En realidad eran unas exageradas con lo del olor, muy pocas de vosotras no olíais demasiado, pero las que sí, olían suficiente como para parecer un rebaño de ovejas mojadas.
Postura del pez
Se inclinó hacia atrás, se tumbó de espaldas y extendió los brazos por encima de la cabeza. Tenía los ojos cerrados, pero oía protestas: la postura no era adecuada para todo el mundo, aunque usted se sentía cómoda, como si hubiera ganado en una especie de lotería de la vida la capacidad de estirarse más que otras mujeres más jóvenes que usted. Usted estaba a la derecha, en la parte delantera de la sala, y abrió los ojos para ver lo que estaba haciendo la gurú Guðlaug, y al abrirlos y girar la cabeza hacia la esterilla más cercana, Marta dio un respingo y cerró los ojos. La gurú Guðlaug tenía los brazos un poco hacia los lados. Probablemente, Marta había estado mirándola a usted. También había estado pensando en algo. En qué madre tan desdichada era usted. Con un problema genético e incapaz a la hora de socializar, como si nunca hubiera tenido hijos. Marta y usted se conocían desde hacía más de diez años, desde el cambio de sexo, la corrección, el cambio de ciclo, y ella nunca dijo una sola palabra sobre Hans Blær, al menos que usted pudiera oír, sabía lo difícil que aquello había sido para usted. Pero en esos ojos vueltos a cerrar a toda prisa, usted se dio cuenta de que todo había cambiado. No era lo mismo ser madre de alguien que se entretiene rompiendo las normas de convivencia de la sociedad, que serlo de alguien buscado por la policía por graves agresiones sexuales. Usted estaba segura de que elle era inocente hasta que se demostrara su culpabilidad, aunque sabía muy bien que era culpable —en lo más profundo, e incluso también en la superficie— y no había nadie que lo dudara.

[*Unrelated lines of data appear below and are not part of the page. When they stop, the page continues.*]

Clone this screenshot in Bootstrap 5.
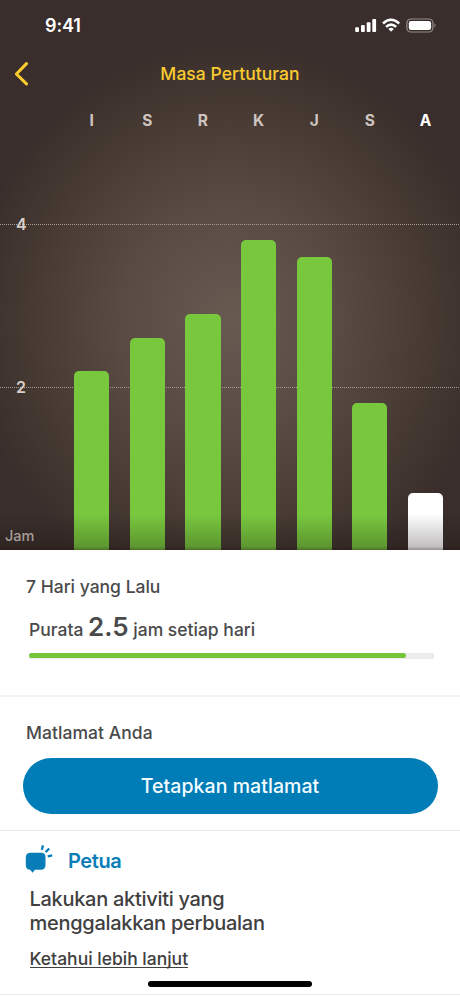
<!DOCTYPE html>
<html lang="ms">
<head>
<meta charset="utf-8">
<meta name="viewport" content="width=device-width, initial-scale=1">
<title>Masa Pertuturan</title>
<link href="https://cdn.jsdelivr.net/npm/bootstrap@5.3.0/dist/css/bootstrap.min.css" rel="stylesheet">
<style>
body{font-family:Inter,"Liberation Sans",sans-serif;color:#4a4a4b;font-weight:500;background:#fff;height:996px;overflow:hidden}
.hero{height:550px;background:radial-gradient(ellipse 262px 280px at 50% 320px,#675a51 0%,#594b43 42%,#473b33 74%,#392e2b 100%)}
.status{height:50px;padding:1px 23px 0 45px;font-size:18px;font-weight:600;letter-spacing:-.1px}
.topnav{height:47px}
.topnav h1{font-size:17.5px;font-weight:500;color:#fbcb2f;letter-spacing:.05px}
.back{left:13px;top:11px}
.days,.bars{display:grid;grid-template-columns:repeat(7,1fr);padding:0 6.7px 0 63.8px}
.days{height:47px;font-size:15.5px;font-weight:700;color:#cfc5c0;text-align:center;line-height:47px}
.plot{height:406px}
.bars{height:406px;align-items:end;justify-items:center}
.bar{width:35.3px;border-radius:5px 5px 0 0;background:#78c83e}
.gridline{height:1px;background:repeating-linear-gradient(90deg,#a69c94 0 1px,transparent 1px 2px)}
.tick{left:16px;font-size:16px;line-height:20px;color:#d8cfca;font-weight:600}
.unit{left:5px;bottom:4px;font-size:14.5px;line-height:20px;color:#a59d99}
.fade-low{height:36px;background:linear-gradient(transparent,rgba(20,12,10,.26) 90%,rgba(20,12,10,.45))}
.week{height:145px;padding:24px 26px 0}
.sec-title{font-size:17.5px;line-height:26px}
.avg{font-size:17.5px;line-height:34px;margin:10px 0 0 3px}
.avg strong{font-size:26px;font-weight:600}
.progress{--bs-progress-height:6px;--bs-progress-bg:#ececec;border-radius:0;margin:6px 0 0 3px;width:405px}
.progress-bar{height:5px;border-radius:3px;background:#74c53a}
.goal{height:135px;border-top:2px solid #f3f3f3;padding:23px 22.5px 0}
.goal .sec-title{padding-left:3.5px;letter-spacing:.05px}
.btn-goal{height:56px;margin-top:12px;background:#007cb7;color:#f3fcff;font-size:19.5px;font-weight:500;letter-spacing:.06px;padding:2px 0 0;border:0}
.tip{height:165px;border-top:1px solid #ebebeb;border-bottom:1px solid #ededed;padding:14px 25px 0}
.tip h2{font-size:20px;font-weight:600;color:#087db8;line-height:32px;margin:0 0 0 15px;letter-spacing:-.4px}
.tip p{font-size:20px;line-height:24px;color:#404040;margin:10px 0 0 4.5px;letter-spacing:-.29px}
.tip a{font-size:17.5px;line-height:24px;color:#404040;margin:12px 0 0 4.5px;text-decoration:none;border-bottom:1px solid #404040;display:inline-block;height:21px}
.home{left:148px;top:981px;width:164px;height:6px;background:#000}
</style>
<script src="https://cdn.jsdelivr.net/npm/bootstrap@5.3.0/dist/js/bootstrap.bundle.min.js"></script>
</head>
<body class="position-relative">
<header class="hero d-flex flex-column">
  <div class="status d-flex justify-content-between align-items-center text-white">
    <span>9:41</span>
    <svg width="82" height="16" viewBox="0 0 82 16" fill="#fff">
      <rect x="0.2" y="9.3" width="3.8" height="4.7" rx="1"/><rect x="6" y="7" width="3.8" height="7" rx="1"/><rect x="11.7" y="4.2" width="3.8" height="9.8" rx="1"/><rect x="17.3" y="1" width="3.8" height="13" rx="1"/>
      <g fill="none" stroke="#fff" stroke-width="2.5"><path d="M28 5.5Q36 -2.1 44.2 5.5"/><path d="M31 8.9Q36 4.3 41.2 8.9"/></g><path d="M33.4 10.9Q36.1 8.8 38.8 10.9L36.1 13.8Z"/>
      <rect x="51.9" y="1" width="26" height="13" rx="4" fill="none" stroke="#968e8b" stroke-width="1.2"/><rect x="53.8" y="2.9" width="22.3" height="9.2" rx="2.3"/><path d="M79.5 5.3q2.1 2.2 0 4.4z" fill="#968e8b"/>
    </svg>
  </div>
  <nav class="topnav position-relative d-flex align-items-center justify-content-center">
    <svg class="back position-absolute" width="18" height="26" viewBox="0 0 18 26" fill="none" stroke="#fbcb2f" stroke-width="3.1" stroke-linecap="round" stroke-linejoin="round"><path d="M13.5 2.7 3.4 13 13.5 22.8"/></svg>
    <h1 class="m-0">Masa Pertuturan</h1>
  </nav>
  <div class="days"><span>I</span><span>S</span><span>R</span><span>K</span><span>J</span><span>S</span><span class="text-white">A</span></div>
  <div class="plot position-relative">
    <div class="gridline position-absolute w-100" style="top:80px"></div>
    <div class="gridline position-absolute w-100" style="top:243px"></div>
    <span class="tick position-absolute" style="top:70px">4</span>
    <span class="tick position-absolute" style="top:233px">2</span>
    <div class="bars position-relative">
      <div class="bar" style="height:179.3px"></div>
      <div class="bar" style="height:212px"></div>
      <div class="bar" style="height:236.3px"></div>
      <div class="bar" style="height:309.7px"></div>
      <div class="bar" style="height:293.3px"></div>
      <div class="bar" style="height:146.7px"></div>
      <div class="bar bg-white" style="height:57.3px"></div>
    </div>
    <div class="fade-low position-absolute bottom-0 w-100"></div>
    <span class="unit position-absolute">Jam</span>
  </div>
</header>
<main>
  <section class="week">
    <div class="sec-title"><span>7 Hari yang Lalu</span></div>
    <div class="avg"><span>Purata <strong>2.5</strong> jam setiap hari</span></div>
    <div class="progress"><div class="progress-bar" style="width:93.2%"></div></div>
  </section>
  <section class="goal">
    <div class="sec-title"><span>Matlamat Anda</span></div>
    <button class="btn btn-goal rounded-pill w-100" type="button">Tetapkan matlamat</button>
  </section>
  <section class="tip">
    <div class="d-flex align-items-center">
      <svg class="overflow-visible" width="28" height="28" viewBox="0 0 28 28" fill="#087db8"><path d="M5.5 5.8h10.8q4.2 0 4.2 4.2v8q0 4.7-4.7 4.7H10L7.5 25.8 5.3 22.7Q.8 22.7.8 18v-7.5Q.8 5.8 5.5 5.8Z"/><g stroke="#087db8" stroke-width="2.3" stroke-linecap="butt"><path d="M16.8 2.9 18-1.6M20.6 5.1 24.2 1.5M22.7 9.4 27.2 8.3"/></g></svg>
      <h2>Petua</h2>
    </div>
    <p>Lakukan aktiviti yang<br>menggalakkan perbualan</p>
    <a href="#">Ketahui lebih lanjut</a>
  </section>
</main>
<div class="home position-absolute rounded-pill"></div>
</body>
</html>
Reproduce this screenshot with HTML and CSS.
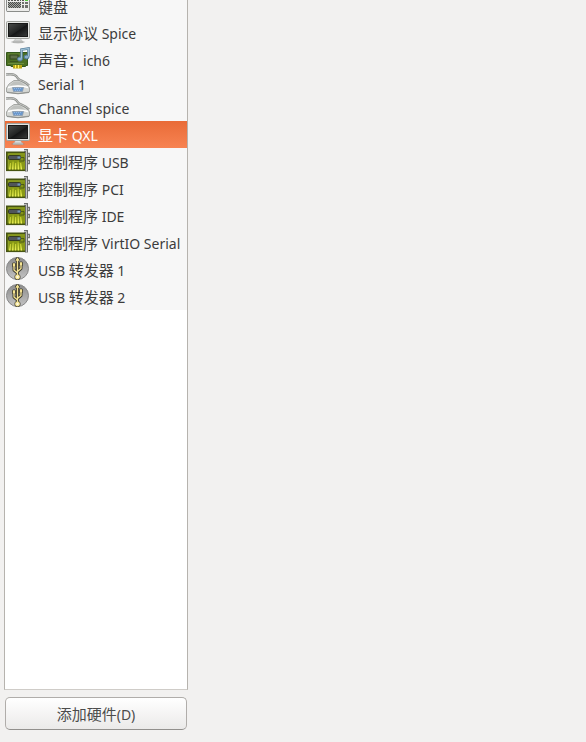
FILE: index.html
```
<!DOCTYPE html>
<html lang="zh-CN">
<head>
<meta charset="utf-8">
<title>虚拟硬件</title>
<link rel="stylesheet" href="styles.css">
</head>
<body>
<svg class="defs" aria-hidden="true">
  <defs>
    <linearGradient id="screen" x1="0" y1="0" x2="1" y2="1">
      <stop offset="0" stop-color="#4b4d4b"/><stop offset=".5" stop-color="#222423"/><stop offset=".55" stop-color="#151616"/><stop offset="1" stop-color="#3b3d3c"/>
    </linearGradient>
    <linearGradient id="metal" x1="0" y1="0" x2="0" y2="1">
      <stop offset="0" stop-color="#f8f8f8"/><stop offset="1" stop-color="#a5a7a5"/>
    </linearGradient>
    <linearGradient id="board" x1="0" y1="0" x2="0" y2="1">
      <stop offset="0" stop-color="#7f9016"/><stop offset="1" stop-color="#8d9d16"/>
    </linearGradient>
    <linearGradient id="pins" x1="0" y1="0" x2="0" y2="1">
      <stop offset="0" stop-color="#b5c421"/><stop offset="1" stop-color="#eef25a"/>
    </linearGradient>
    <linearGradient id="disc" x1="0" y1="0" x2="0" y2="1">
      <stop offset="0" stop-color="#8b8b8b"/><stop offset="1" stop-color="#c4c4c4"/>
    </linearGradient>
    <symbol id="keyboard" viewBox="0 0 24 24">
      <rect x=".5" y="4.500" width="23" height="14" rx="1" fill="#ececea" stroke="#8b8d8a"/>
      <path d="M1 18.500h22" stroke="#8b8d8a"/>
      <path d="M2 7.500h13M16 7.500h2" stroke="#555753" stroke-dasharray="2 1"/>
      <path d="M19 7.500h3" stroke="#55c83d"/>
      <path d="M2 9h13v6H2z" fill="#a3a5a1"/>
      <path d="M2 9.500h13M2 11.500h13M2 13.500h13" stroke="#4a4c49" stroke-dasharray="1 1"/>
      <path d="M3 10.500h12M3 12.500h12M3 14.500h12" stroke="#4a4c49" stroke-dasharray="1 1"/>
      <path d="M16 9h2v2h-2zM19 9h3v2h-3zM16 12h2v3h-2zM19 12h3v3h-3z" fill="#6d6f6b"/>
    </symbol>
    <symbol id="monitor" viewBox="0 0 24 24">
      <ellipse cx="12" cy="22" rx="7" ry="1.500" fill="#888" opacity=".4"/>
      <path d="M9 18h6v2l2 1.500v1H7v-1L9 20z" fill="url(#metal)" stroke="#b1b3b0" stroke-width=".5"/>
      <rect x=".5" y="1.500" width="23" height="17" rx="1" fill="#e4e5e2" stroke="#a0a29d"/>
      <rect x="2.500" y="3.500" width="19" height="13" fill="url(#screen)" stroke="#181918"/>
    </symbol>
    <symbol id="sound" viewBox="0 0 24 24">
      <path d="M.5 5.500h21v13h-2v1H5v-1H.5z" fill="#4c7023" stroke="#34571c"/>
      <path d="M2 7h12M2 16.500h16" stroke="#6c8d3d" fill="none"/>
      <rect x="4" y="8" width="8" height="4" fill="#5f7048" stroke="#34451f"/>
      <path d="M4 14.500h8" stroke="#3b551f"/>
      <path d="M7 18h9v3.500H7z" fill="#baa715"/>
      <path d="M9.500 18v3.500M12.500 18v3.500" stroke="#fff15c"/>
      <path d="M15.500 11.500V2.500l7-1v8" fill="none" stroke="#4d7594" stroke-width="2.500"/>
      <ellipse cx="14" cy="12" rx="2.500" ry="2" fill="#88afc8" stroke="#4d7594"/>
      <ellipse cx="20.500" cy="10" rx="2.500" ry="2" fill="#88afc8" stroke="#4d7594"/>
      <path d="M15.500 11.500V2.500l7-1v8" fill="none" stroke="#9bbfd4" stroke-width="1.300"/>
    </symbol>
    <symbol id="serial" viewBox="0 0 24 24">
      <path d="M8 7.500h7l7 4.500 1.500 3v4q-11.500 3-23 0v-4L3 11z" fill="#d5d7d4" stroke="#a5a7a4"/>
      <path d="M8 8.500h6l5 4H3.500z" fill="#bfc1be"/>
      <path d="M2 14.500q10-3 20 0" fill="none" stroke="#fff" stroke-width="1.500"/>
      <path d="M0 1.500c8-1 10 .5 12 4 2 2.500 7 2.500 11 7" fill="none" stroke="#8f918e" stroke-width="2.500"/>
      <path d="M0 1.500c8-1 10 .5 12 4 2 2.500 7 2.500 11 7" fill="none" stroke="#c8cac7"/>
      <path d="M1 19.500q11 2.500 22 0" fill="none" stroke="#8f918e"/>
      <path d="M6.500 14.500h11l-1 4h-9z" fill="#6c98cc" stroke="#8b99a9" stroke-width=".7"/>
      <path d="M8 15.500h8M9 17.500h6" stroke="#94b8e2" stroke-dasharray="1 1"/>
    </symbol>
    <symbol id="card" viewBox="0 0 24 24">
      <rect x=".8" y="3.300" width="19" height="18" fill="url(#board)" stroke="#465412" stroke-width="1.600"/>
      <path d="M2.500 5h16M2.500 5v15" stroke="#93a42b" stroke-width=".8"/>
      <path d="M4 14l1 .1-.5 6.400H3zM6.500 12.500h1.200l-.2 8H6zM9 14h1.200v6.500H8.800zM11.500 12.500h1.200l.5 8h-1.500zM14 14h1.200l1 6.500h-1.500z" fill="url(#pins)"/>
      <rect x="2.500" y="6.500" width="12" height="4" rx="1" fill="#50555a" stroke="#343b22"/>
      <path d="M11.500 7.500h3v2h-3z" fill="#7195b8"/>
      <path d="M15 8.500h3v3.500h-5" fill="none" stroke="#4b5a16"/>
      <path d="M18 1.500h2.500v21" fill="none" stroke="#6c6e6c" stroke-width="3"/>
      <path d="M18 1.500h2.500v21" fill="none" stroke="#c2c4c1"/>
      <path d="M22 4.500h1.500v3H22M22 11.500h1.500v3H22" fill="none" stroke="#747674" stroke-width="1.500"/>
    </symbol>
    <symbol id="usb" viewBox="0 0 24 24">
      <circle cx="11.500" cy="11.500" r="11" fill="url(#disc)" stroke="#888"/>
      <g fill="#3b392c" stroke="#3b392c" stroke-width="3" stroke-linejoin="round">
        <path d="M11.500 20V3M11.500 16l-3.500-3V8M11.500 14.500l3.500-3V7" fill="none"/><path d="M10.500 3l1-1.500 1 1.500zM7.500 7h1v1.500h-1zM14.500 6h1v1.500h-1z"/><circle cx="11.500" cy="20" r="1.500"/>
      </g>
      <g fill="#fff3a7" stroke="#f5e494" stroke-width="1.300">
        <path d="M11.500 20V3M11.500 16l-3.500-3V8M11.500 14.500l3.500-3V7" fill="none"/><path d="M10.500 3l1-1.500 1 1.500zM7.500 7h1v1.500h-1zM14.500 6h1v1.500h-1z"/><circle cx="11.500" cy="20" r="1.800" fill="#fffbe5"/>
      </g>
    </symbol>
  </defs>
</svg>
<main class="window">
  <aside class="sidebar">
    <ul class="devices">
      <li class="device"><svg class="icon"><use href="#keyboard"/></svg><span>键盘</span></li>
      <li class="device"><svg class="icon"><use href="#monitor"/></svg><span>显示协议<span class="latin"> Spice</span></span></li>
      <li class="device"><svg class="icon"><use href="#sound"/></svg><span>声音：<span class="latin">ich6</span></span></li>
      <li class="device compact"><svg class="icon"><use href="#serial"/></svg><span class="latin">Serial 1</span></li>
      <li class="device compact"><svg class="icon"><use href="#serial"/></svg><span class="latin">Channel spice</span></li>
      <li class="device selected"><svg class="icon"><use href="#monitor"/></svg><span>显卡<span class="latin"> QXL</span></span></li>
      <li class="device"><svg class="icon"><use href="#card"/></svg><span>控制程序<span class="latin"> USB</span></span></li>
      <li class="device"><svg class="icon"><use href="#card"/></svg><span>控制程序<span class="latin"> PCI</span></span></li>
      <li class="device"><svg class="icon"><use href="#card"/></svg><span>控制程序<span class="latin"> IDE</span></span></li>
      <li class="device"><svg class="icon"><use href="#card"/></svg><span>控制程序<span class="latin"> VirtIO Serial</span></span></li>
      <li class="device"><svg class="icon"><use href="#usb"/></svg><span><span class="latin">USB </span>转发器<span class="latin"> 1</span></span></li>
      <li class="device"><svg class="icon"><use href="#usb"/></svg><span><span class="latin">USB </span>转发器<span class="latin"> 2</span></span></li>
    </ul>
    <button class="add" type="button">添加硬件<span class="latin">(D)</span></button>
  </aside>
</main>
</body>
</html>
```
FILE: styles.css
```
* { box-sizing: border-box; }

body {
  margin: 0;
  background: #f2f1f0;
  color: #3c3c3c;
  font: 15px/24px "Noto Sans CJK SC", sans-serif;
}

.defs {
  position: absolute;
  width: 0;
  height: 0;
}

.window {
  display: flex;
  height: 100vh;
  overflow: hidden;
}

.sidebar {
  display: flex;
  flex-direction: column;
  width: 188px;
  padding: 0 0 12px 4px;
}

/* The list is scrolled a little, so its first row is cut by the window edge. */
.devices {
  flex: 1;
  margin: -8px 0 7px;
  padding: 0;
  list-style: none;
  background: #fff;
  border: 1px solid #b6b3ae;
  border-top: 0;
  border-bottom-color: #cfccc8;
}

.device {
  display: flex;
  align-items: flex-end;
  gap: 8px;
  height: 27px;
  padding: 1px 0 0 1px;
  background: #f7f7f7;
  white-space: nowrap;
}

.compact {
  height: 24px;
  padding-top: 0;
}

.selected {
  color: #fff;
  background: linear-gradient(#e96b37, #f78352);
}

.icon {
  flex: none;
  align-self: flex-start;
  width: 24px;
  height: 24px;
}

.latin {
  font-family: "Noto Sans", sans-serif;
  font-size: 14px;
}

.add {
  height: 33px;
  margin: 0 1px;
  padding: 2px 0 0;
  color: #4c4c4c;
  font: inherit;
  background: linear-gradient(#fff, #ebeae9);
  border: 1px solid #b0adaa;
  border-bottom-color: #92908d;
  border-radius: 5px;
}
```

Y luego arriba y de espaldas.
Postura del bebé feliz
Hans Blær fue un bebé feliz, igual que usted en la esterilla de yoga, de espaldas, con las piernas levantadas y los dedos de las manos en los talones. Elle —o ella, entonces era ella, da igual lo que diga cada uno, la vida de usted no era una mentira, simplemente era lo que era— era la persona más tierna que se pueda imaginar. Más tranquila que los demás niños, más dócil, pero también más jovial e imaginativa, y siempre divirtiendo a los demás. Una vez —usted lo recuerda como si hubiera sido ayer— se dedicó a cantar al revés, después de ver a un chico haciéndolo en televisión. Era como si su cerebro poseyera dotes especiales para ciertas cosas. Quizá fuera precocidad y quizá fuera simplemente madurez. No tenía más que seis años. Día tras día le pedía que dijera palabras, que ella aprendía entonces a decir al revés, y una vez por semana aprendía una canción nueva.
Tanisasu netie un tonrá, un tonrá tinquichí
que meco telacocho y rontú
y taslibó de nisá.
Meduer cacer del dordiará
con la dahamoal en los pies
y ñasue que es un gran onpecam
doganju al drezjeá.
Hans Blær —Ilmur, escribe elle, y borra el primer nombre— no se contentaba con cantar la canción al revés, sino que también jugaba a hacer todos los movimientos al revés. Al principio lo hacía con bastante torpeza, pero a los seis meses, o quizá solo cuatro o cinco, era ya capaz de hacerlo de corrido. Y usted empezó entonces a llamarla, cuando había visitas en casa, para enseñarles «el animalito de circo», como decía ella, y luego contagió también a sus amigos.